Be specific about uncertainty. Scope 3 emissions estimates often carry 50 percent confidence intervals. Reporting them as point estimates implies a precision that does not exist. Reporting them as ranges, with the methodological basis named, allows downstream readers to weight the data appropriately.

Cross-check disclosed against modeled. The most diagnostic single test in a sustainability audit is the gap between an entity's disclosed emissions and an independent model. Large gaps in either direction warrant investigation. A company that reports much lower emissions than the model predicts may have genuinely better operations, or may be using boundary choices to exclude inconvenient sources. A company that reports much higher emissions may be conservative, or may be including activities that competitors exclude.

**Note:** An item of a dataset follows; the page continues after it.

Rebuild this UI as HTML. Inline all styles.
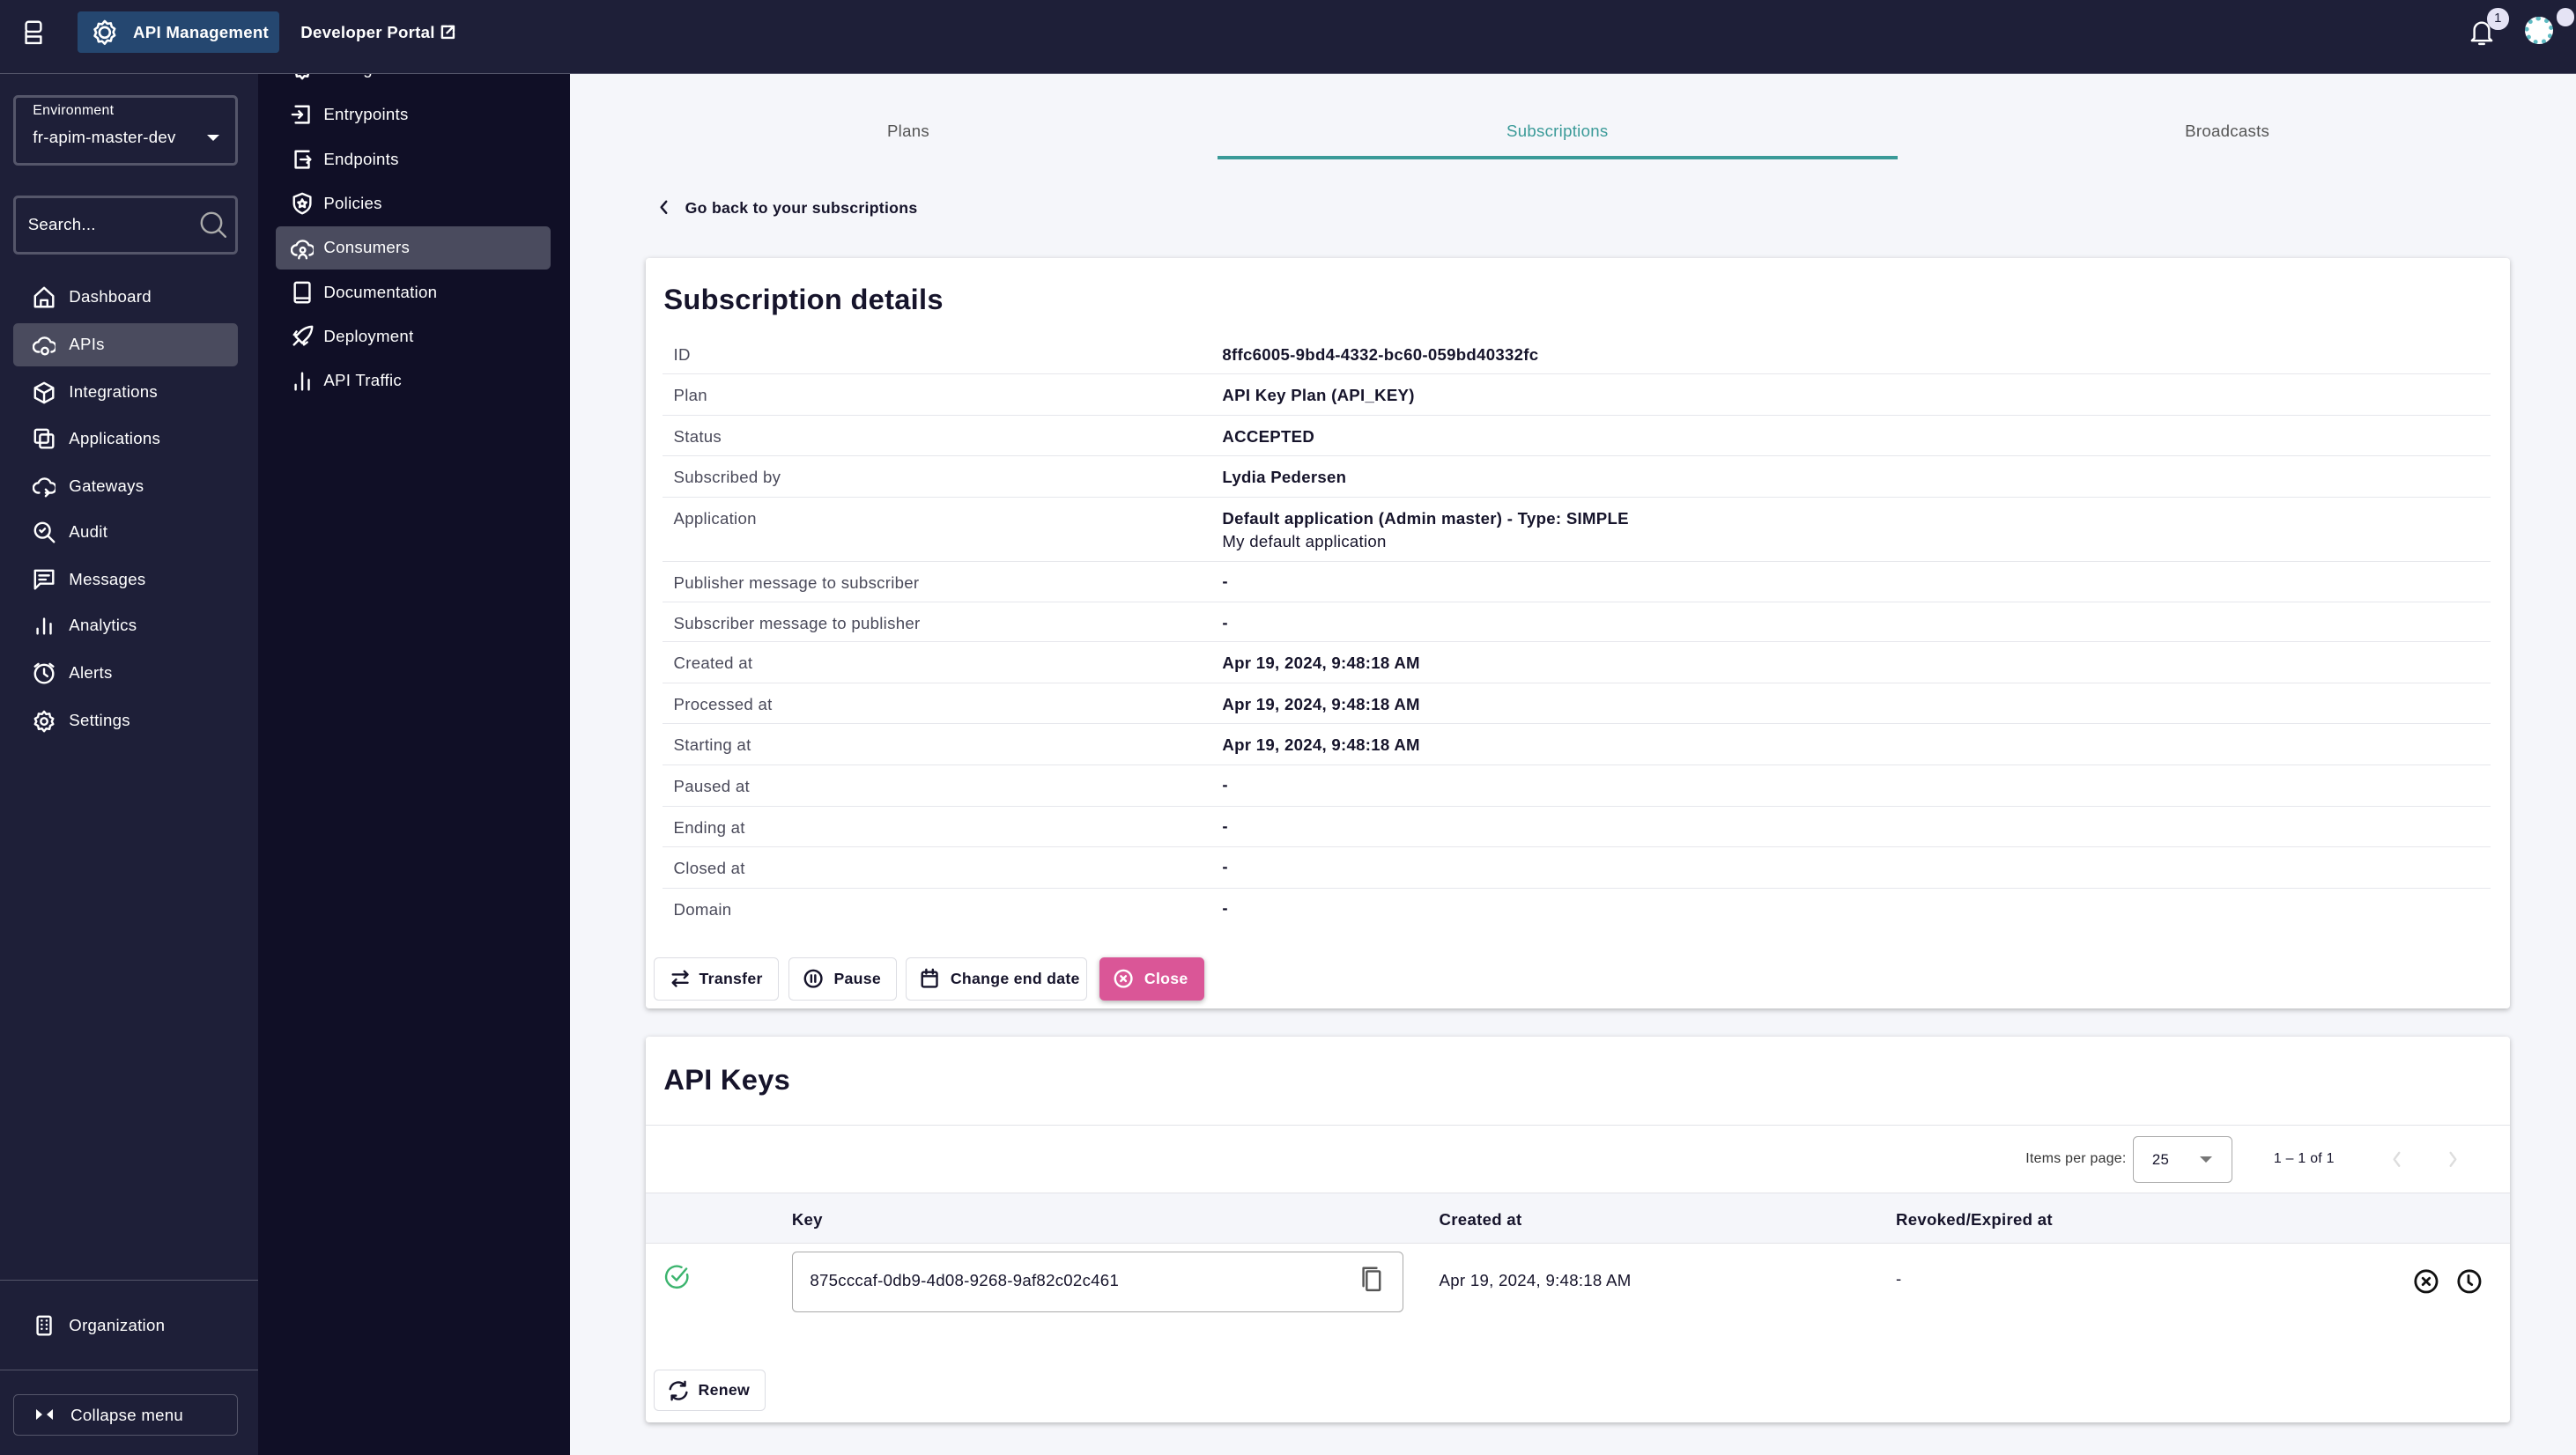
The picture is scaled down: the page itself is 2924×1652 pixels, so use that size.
<!DOCTYPE html>
<html><head><meta charset="utf-8"><style>
*{box-sizing:border-box;margin:0;padding:0}
html,body{width:2924px;height:1652px;overflow:hidden;background:#f5f6fa}
#r{zoom:1.86480;width:1568px;height:886px;position:relative;font-family:"Liberation Sans",sans-serif;font-size:10px;color:#16142b;letter-spacing:.15px}
.a{position:absolute}
svg{position:absolute;fill:none;stroke:currentColor;stroke-width:1.3;stroke-linecap:round;stroke-linejoin:round}
.top{left:0;top:0;width:1568px;height:45px;background:#1e1f38;border-bottom:1px solid #55566a;z-index:5}
.tz{z-index:6}
.sb{left:0;top:45px;width:157px;height:841px;background:#1e1f38;color:#fff}
.sb2{left:157px;top:45px;width:190px;height:841px;background:#100f26;color:#fff}
.ni{position:absolute;left:8px;width:137px;height:26px;border-radius:3px;font-size:10px;color:#fff}
.ni span{position:absolute;left:34px;top:7px}
.ni svg{left:12px;top:6px;width:14px;height:14px}
.n2{position:absolute;left:11px;width:167px;height:26px;border-radius:3px}
.n2 span{position:absolute;left:29px;top:7px}
.n2 svg{left:9px;top:6px;width:14px;height:14px}
.card{background:#fff;box-shadow:0 1px 3px rgba(0,0,0,.25);border-radius:2px}
.row{position:absolute;left:10px;width:1113px;border-bottom:1px solid #e6e7ec}
.row .l{position:absolute;left:7px;color:#4a4a5a}
.row .v{position:absolute;left:341px;font-weight:bold;color:#16142b}
.btn{position:absolute;top:583px;height:26px;border:1px solid #dcdde3;border-radius:3px;background:#fff;font-weight:bold;font-size:9.5px}
.btn span{position:absolute;top:7px}
.btn svg{top:6px;width:13px;height:13px}
</style></head><body><div id="r">
<div class="a top"></div>
<svg class="tz" style="left:13px;top:11px;width:16px;height:18px;color:#fff" viewBox="0 0 16 18"><rect x="3" y="2" width="9" height="6" rx="1.5"/><path d="M3 8v3h9M3 11v4h9v-4"/></svg>
<div class="a tz" style="left:47px;top:7px;width:123px;height:25px;background:#254770;border-radius:2px"></div>
<svg class="tz" style="left:55px;top:11px;width:17px;height:17px;color:#fff" viewBox="0 0 16 16"><circle cx="8" cy="8" r="3"/><path d="M8 1.5l1.5 1.5 2-.3.5 2 1.7 1.2-.8 1.9.8 1.9-1.7 1.2-.5 2-2-.3L8 14.5 6.5 13l-2 .3-.5-2L2.3 10l.8-1.9-.8-1.9L4 5l.5-2 2 .3z"/></svg>
<div class="a tz" style="left:81px;top:14px;color:#fff;font-weight:bold;font-size:10px">API Management</div>
<div class="a tz" style="left:183px;top:14px;color:#fff;font-weight:bold;font-size:10px">Developer Portal</div>
<svg class="tz" style="left:268px;top:15px;width:9px;height:9px;color:#fff" viewBox="0 0 9 9"><path d="M4 1H1v7h7V5M5 1h3v3M8 1L4 5"/></svg>
<svg class="tz" style="left:1503px;top:11px;width:15px;height:17px;color:#fff" viewBox="0 0 15 17"><path d="M3 12V7a4.5 4.5 0 0 1 9 0v5l1.5 1.5h-12zM6 15.5h3"/></svg>
<div class="a tz" style="left:1514px;top:5px;width:13px;height:13px;border-radius:50%;background:#e5e3f5;color:#1e1f38;font-size:8px;text-align:center;line-height:13px">1</div>
<div class="a tz" style="left:1537px;top:10px;width:17px;height:17px;border-radius:50%;background:#fff;border:3px dotted #5ebac2"></div>
<div class="a tz" style="left:1556px;top:5px;width:11px;height:11px;border-radius:50%;background:#e5e3f5"></div>

<div class="a sb">
<div class="a" style="left:8px;top:13px;width:137px;height:43px;border:2px solid #55566a;border-radius:3px"></div>
<div class="a" style="left:20px;top:18px;font-size:8.5px">Environment</div>
<div class="a" style="left:20px;top:33px;font-size:10px">fr-apim-master-dev</div>
<div class="a" style="left:126px;top:37px;border:4px solid transparent;border-top:4px solid #fff"></div>
<div class="a" style="left:8px;top:74px;width:137px;height:36px;border:2px solid #55566a;border-radius:3px"></div>
<div class="a" style="left:17px;top:86px;font-size:10px">Search...</div>
<svg style="left:121px;top:83px;width:17px;height:17px;color:#aaa" viewBox="0 0 17 17"><circle cx="7.5" cy="7.5" r="6"/><path d="M12 12l4 4"/></svg>
<div class="ni" style="top:123px"><svg viewBox="0 0 14 14"><path d="M1.5 6.5L7 1.5l5.5 5V13h-11zM5 13V9h4v4"/></svg><span>Dashboard</span></div>
<div class="ni" style="top:152px;background:#4a4b5e"><svg viewBox="0 0 14 14"><path d="M4 11H3.5a3 3 0 0 1 0-6 4 4 0 0 1 7.5 0 3 3 0 0 1 .5 6"/><circle cx="7.5" cy="10.5" r="2"/></svg><span>APIs</span></div>
<div class="ni" style="top:181px"><svg viewBox="0 0 14 14"><path d="M7 1l5.5 3v6L7 13 1.5 10V4zM1.5 4L7 7l5.5-3M7 7v6"/></svg><span>Integrations</span></div>
<div class="ni" style="top:209px"><svg viewBox="0 0 14 14"><rect x="1.5" y="1.5" width="8" height="8" rx="1"/><rect x="4.5" y="4.5" width="8" height="8" rx="1"/></svg><span>Applications</span></div>
<div class="ni" style="top:238px"><svg viewBox="0 0 14 14"><path d="M4 11H3.5a3 3 0 0 1 0-6 4 4 0 0 1 7.5 0 3 3 0 0 1 .5 6H8"/><path d="M8 9l2 2-2 2"/></svg><span>Gateways</span></div>
<div class="ni" style="top:266px"><svg viewBox="0 0 14 14"><circle cx="6" cy="6" r="4.5"/><path d="M9.5 9.5L13 13M4.5 6l1 1 2-2"/></svg><span>Audit</span></div>
<div class="ni" style="top:295px"><svg viewBox="0 0 14 14"><path d="M1.5 1.5h11v8h-8l-3 3zM4 4.5h6M4 7h4"/></svg><span>Messages</span></div>
<div class="ni" style="top:323px"><svg viewBox="0 0 14 14"><path d="M3 12V9M7 12V3M11 12V6"/></svg><span>Analytics</span></div>
<div class="ni" style="top:352px"><svg viewBox="0 0 14 14"><circle cx="7" cy="7" r="5.5"/><path d="M7 4v3l2 1.5M1.5 2.5l2-1.5M12.5 2.5l-2-1.5"/></svg><span>Alerts</span></div>
<div class="ni" style="top:381px"><svg viewBox="0 0 14 14"><circle cx="7" cy="7" r="2"/><path d="M7 1l1.3 1.6 2-.3.4 2 1.8 1L11.7 7l.8 1.7-1.8 1-.4 2-2-.3L7 13l-1.3-1.6-2 .3-.4-2-1.8-1L2.3 7l-.8-1.7 1.8-1 .4-2 2 .3z"/></svg><span>Settings</span></div>
<div class="a" style="left:0;top:734px;width:157px;border-top:1px solid #55566a"></div>
<div class="ni" style="top:749px"><svg viewBox="0 0 14 14"><rect x="3" y="1.5" width="8" height="11" rx="1"/><path d="M5.5 4h.1M8.5 4h.1M5.5 6.5h.1M8.5 6.5h.1M5.5 9h.1M8.5 9h.1"/></svg><span>Organization</span></div>
<div class="a" style="left:0;top:789px;width:157px;border-top:1px solid #55566a"></div>
<div class="a" style="left:8px;top:804px;width:137px;height:25px;border:1px solid #55566a;border-radius:3px"></div>
<div class="a" style="left:22px;top:813px;width:0;height:0;border:3.5px solid transparent;border-left:4px solid #fff"></div>
<div class="a" style="left:28px;top:813px;width:0;height:0;border:3.5px solid transparent;border-right:4px solid #fff;margin-left:-3px"></div>
<div class="a" style="left:43px;top:811px;font-size:10px">Collapse menu</div>
</div>

<div class="a sb2">
<svg style="left:20px;top:-10px;width:14px;height:14px;color:#fff" viewBox="0 0 14 14"><circle cx="7" cy="7" r="2"/><path d="M7 1l1.3 1.6 2-.3.4 2 1.8 1L11.7 7l.8 1.7-1.8 1-.4 2-2-.3L7 13l-1.3-1.6-2 .3-.4-2-1.8-1L2.3 7l-.8-1.7 1.8-1 .4-2 2 .3z"/></svg>
<div class="a" style="left:40px;top:-9px;font-size:10px;color:#fff">Configuration</div>
<div class="n2" style="top:12px"><svg viewBox="0 0 14 14"><path d="M3 2h8v10H3M1 7h6M5 5l2 2-2 2"/></svg><span>Entrypoints</span></div>
<div class="n2" style="top:39px"><svg viewBox="0 0 14 14"><path d="M11 2H3v10h8V9M6 7h6M10 5l2 2-2 2"/></svg><span>Endpoints</span></div>
<div class="n2" style="top:66px"><svg viewBox="0 0 14 14"><path d="M7 1l5 2v4c0 3-2.5 5-5 6-2.5-1-5-3-5-6V3z"/><path d="M7 4.5l.8 1.6 1.7.2-1.2 1.2.3 1.7L7 8.4l-1.6.8.3-1.7-1.2-1.2 1.7-.2z"/></svg><span>Policies</span></div>
<div class="n2" style="top:93px;background:#4a4b5e"><svg viewBox="0 0 14 14"><path d="M3.5 11a3 3 0 0 1 0-6 4 4 0 0 1 7.5 0 3 3 0 0 1 .5 6"/><circle cx="7.3" cy="8" r="1.5"/><path d="M5 13a2.3 2.3 0 0 1 4.6 0"/></svg><span>Consumers</span></div>
<div class="n2" style="top:120px"><svg viewBox="0 0 14 14"><rect x="2.5" y="1" width="9" height="12" rx="1"/><path d="M2.5 10.5h9"/></svg><span>Documentation</span></div>
<div class="n2" style="top:147px"><svg viewBox="0 0 14 14"><path d="M5 9l-2-2 3-3c2-2 5-3 7-3 0 2-1 5-3 7l-3 3-2-2zM5 9l-3 3M4 6H2l1.5-2M8 10v2l2-1.5"/></svg><span>Deployment</span></div>
<div class="n2" style="top:174px"><svg viewBox="0 0 14 14"><path d="M3 12V9M7 12V2M11 12V6"/></svg><span>API Traffic</span></div>
</div>

<div class="a" style="left:540px;top:74px;color:#555">Plans</div>
<div class="a" style="left:917px;top:74px;color:#3a9a98">Subscriptions</div>
<div class="a" style="left:1330px;top:74px;color:#555">Broadcasts</div>
<div class="a" style="left:741px;top:95px;width:414px;height:2px;background:#3a9a98"></div>
<svg style="left:400px;top:121px;width:8px;height:10px" viewBox="0 0 8 10"><path d="M5.5 1.5L2.5 5l3 3.5"/></svg>
<div class="a" style="left:417px;top:121px;font-weight:bold;font-size:9.5px">Go back to your subscriptions</div>

<div class="a card" style="left:393px;top:157px;width:1135px;height:457px">
<div class="a" style="left:11px;top:15px;font-size:17.5px;font-weight:bold">Subscription details</div>
<div class="row" style="top:46px;height:25px"><span class="l" style="top:7px">ID</span><span class="v" style="top:7px">8ffc6005-9bd4-4332-bc60-059bd40332fc</span></div>
<div class="row" style="top:71px;height:25px"><span class="l" style="top:7px">Plan</span><span class="v" style="top:7px">API Key Plan (API_KEY)</span></div>
<div class="row" style="top:96px;height:25px"><span class="l" style="top:7px">Status</span><span class="v" style="top:7px">ACCEPTED</span></div>
<div class="row" style="top:121px;height:25px"><span class="l" style="top:7px">Subscribed by</span><span class="v" style="top:7px">Lydia Pedersen</span></div>
<div class="row" style="top:146px;height:39px"><span class="l" style="top:7px">Application</span><span class="v" style="top:7px">Default application (Admin master) - Type: SIMPLE</span><span class="v" style="top:21px;font-weight:normal">My default application</span></div>
<div class="row" style="top:185px;height:25px"><span class="l" style="top:7px">Publisher message to subscriber</span><span class="v" style="top:6px">-</span></div>
<div class="row" style="top:210px;height:24px"><span class="l" style="top:7px">Subscriber message to publisher</span><span class="v" style="top:6px">-</span></div>
<div class="row" style="top:234px;height:25px"><span class="l" style="top:7px">Created at</span><span class="v" style="top:7px">Apr 19, 2024, 9:48:18 AM</span></div>
<div class="row" style="top:259px;height:25px"><span class="l" style="top:7px">Processed at</span><span class="v" style="top:7px">Apr 19, 2024, 9:48:18 AM</span></div>
<div class="row" style="top:284px;height:25px"><span class="l" style="top:7px">Starting at</span><span class="v" style="top:7px">Apr 19, 2024, 9:48:18 AM</span></div>
<div class="row" style="top:309px;height:25px"><span class="l" style="top:7px">Paused at</span><span class="v" style="top:6px">-</span></div>
<div class="row" style="top:334px;height:25px"><span class="l" style="top:7px">Ending at</span><span class="v" style="top:6px">-</span></div>
<div class="row" style="top:359px;height:25px"><span class="l" style="top:7px">Closed at</span><span class="v" style="top:6px">-</span></div>
<div class="row" style="top:384px;height:25px;border:0"><span class="l" style="top:7px">Domain</span><span class="v" style="top:6px">-</span></div>
</div>
<div class="btn" style="left:398px;width:76px"><svg style="left:9px" viewBox="0 0 13 13"><path d="M2 4h9M9 2l2 2-2 2M11 9H2M4 7L2 9l2 2"/></svg><span style="left:27px">Transfer</span></div>
<div class="btn" style="left:480px;width:66px"><svg style="left:8px" viewBox="0 0 13 13"><circle cx="6.5" cy="6.5" r="5"/><path d="M5.3 4.5v4M7.7 4.5v4"/></svg><span style="left:27px">Pause</span></div>
<div class="btn" style="left:551px;width:111px"><svg style="left:8px" viewBox="0 0 13 13"><rect x="2" y="2.5" width="9" height="9" rx="1"/><path d="M2 5h9M4.5 1v2.5M8.5 1v2.5"/></svg><span style="left:27px">Change end date</span></div>
<div class="btn" style="left:669px;width:64px;background:#da5697;border-color:#da5697;color:#fff;box-shadow:0 1px 3px rgba(0,0,0,.3)"><svg style="left:8px" viewBox="0 0 13 13"><circle cx="6.5" cy="6.5" r="5"/><path d="M5 5l3 3M8 5l-3 3"/></svg><span style="left:27px">Close</span></div>

<div class="a card" style="left:393px;top:631px;width:1135px;height:235px">
<div class="a" style="left:11px;top:16px;font-size:17.5px;font-weight:bold">API Keys</div>
<div class="a" style="left:0;top:54px;width:1135px;border-top:1px solid #e2e3e8"></div>
<div class="a" style="left:840px;top:70px;font-size:8.5px;color:#333">Items per page:</div>
<div class="a" style="left:905px;top:61px;width:61px;height:28px;border:1px solid #aaa;border-radius:3px"></div>
<div class="a" style="left:917px;top:70px;font-size:9px">25</div>
<div class="a" style="left:946px;top:73px;border:4px solid transparent;border-top:4px solid #777"></div>
<div class="a" style="left:991px;top:70px;font-size:8.5px">1 – 1 of 1</div>
<svg style="left:1062px;top:70px;width:8px;height:10px;color:#ddd" viewBox="0 0 8 10"><path d="M5.5 1L2.5 5l3 4"/></svg>
<svg style="left:1096px;top:70px;width:8px;height:10px;color:#ddd" viewBox="0 0 8 10"><path d="M2.5 1l3 4-3 4"/></svg>
<div class="a" style="left:0;top:95px;width:1135px;height:31px;background:#f5f6fa;border-top:1px solid #e2e3e8;border-bottom:1px solid #e2e3e8"></div>
<div class="a" style="left:89px;top:106px;font-weight:bold">Key</div>
<div class="a" style="left:483px;top:106px;font-weight:bold">Created at</div>
<div class="a" style="left:761px;top:106px;font-weight:bold">Revoked/Expired at</div>
<svg style="left:11px;top:138px;width:17px;height:17px;color:#3cb46e" viewBox="0 0 17 17"><path d="M14.5 7A6.5 6.5 0 1 1 11 2.6"/><path d="M5.5 8l2.5 2.5 6-7"/></svg>
<div class="a" style="left:89px;top:131px;width:372px;height:37px;border:1px solid #aaa;border-radius:3px"></div>
<div class="a" style="left:100px;top:143px">875cccaf-0db9-4d08-9268-9af82c02c461</div>
<svg style="left:434px;top:139px;width:16px;height:17px;color:#555" viewBox="0 0 16 17"><rect x="5" y="4" width="8" height="11.5" rx=".5"/><path d="M3 13V2h8"/></svg>
<div class="a" style="left:483px;top:143px">Apr 19, 2024, 9:48:18 AM</div>
<div class="a" style="left:761px;top:142px">-</div>
<svg style="left:1076px;top:141px;width:16px;height:16px;color:#111;stroke-width:1.5" viewBox="0 0 16 16"><circle cx="8" cy="8" r="6.5"/><path d="M6 6l4 4M10 6l-4 4"/></svg>
<svg style="left:1102px;top:141px;width:16px;height:16px;color:#111;stroke-width:1.5" viewBox="0 0 16 16"><circle cx="8" cy="8" r="6.5"/><path d="M7.5 4.5V8.5l2 1.5"/></svg>
<div class="a" style="left:5px;top:203px;width:68px;height:25px;border:1px solid #dcdde3;border-radius:3px"></div>
<svg style="left:13px;top:209px;width:14px;height:14px" viewBox="0 0 14 14"><path d="M2 6a5 5 0 0 1 9-2M12 8a5 5 0 0 1-9 2M11 1.5V4H8.5M3 12.5V10h2.5"/></svg>
<div class="a" style="left:32px;top:210px;font-weight:bold;font-size:9.5px">Renew</div>
</div>
</div></body></html>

Document the gap between the spirit and the letter. An entity can be technically compliant with every disclosure framework and still be evading the substance of what those frameworks are trying to capture. The audit serves the underlying question, not the framework. When the framework and the question diverge, the auditor's job is to flag the divergence, not paper over it.

Sustainability auditing is a practice that has not yet stabilized in the way that financial auditing has. The standards are still evolving, the datasets are still incomplete, and the methodology is still being argued out in literature and in practice. The auditors who will matter most over the next decade are the ones who can hold rigor and humility at the same time: rigorous in method, humble about the limits of what the data can support.

Notes
  1. EPA ENERGY STAR Portfolio Manager Technical Reference, "Source Energy" methodology; Sustainability Atlas, "Building Energy Performance Benchmarks," February 2026. Source-to-site multipliers vary by grid mix; 2.8 to 3.0 reflects the range used in EPA scoring as of 2025.
  2. World Resources Institute / WBCSD GHG Protocol, Corporate Standard. Scope definitions and category breakdowns under Scope 3 are detailed in the GHG Protocol Scope 3 Standard.
  3. GrowNYC waste composition analysis; DSNY operational reporting on the 14M-ton citywide annual waste stream.
  4. EPA ENERGY STAR scoring methodology. NYC's Local Law 33 letter-grade label uses ENERGY STAR scores as the basis: A is 85+, B is 70-84, C is 55-69, D is below 55, and N applies where a score cannot be calculated.
  5. CDP, "Closing the Gap" series on disclosed-vs-actual emissions; academic literature on Scope 3 estimation methods (Stadler et al., 2018; Klaaßen and Stoll, 2021).
  6. NYC Open Data, "Energy and Water Data Disclosure for Local Law 84." The example values are illustrative; pull actual values for any specific building before drawing conclusions.
  7. Kontokosta, C., "LL84 Energy Benchmarking" technical report. The cleaned NYC LL84 dataset of office buildings (n = 948) showed median Site EUI of approximately 132 kBtu/sf and median Source EUI of approximately 213 kBtu/sf.
  8. NYC Department of Buildings, LL97 Article 320 emissions limits by occupancy classification. The figures used in this example are approximations for illustration; actual caps are assigned per building based on its specific Energy Star Portfolio Manager use type.

All datasets, methodologies, and figures referenced are publicly available. Specific values used in the worked example are illustrative.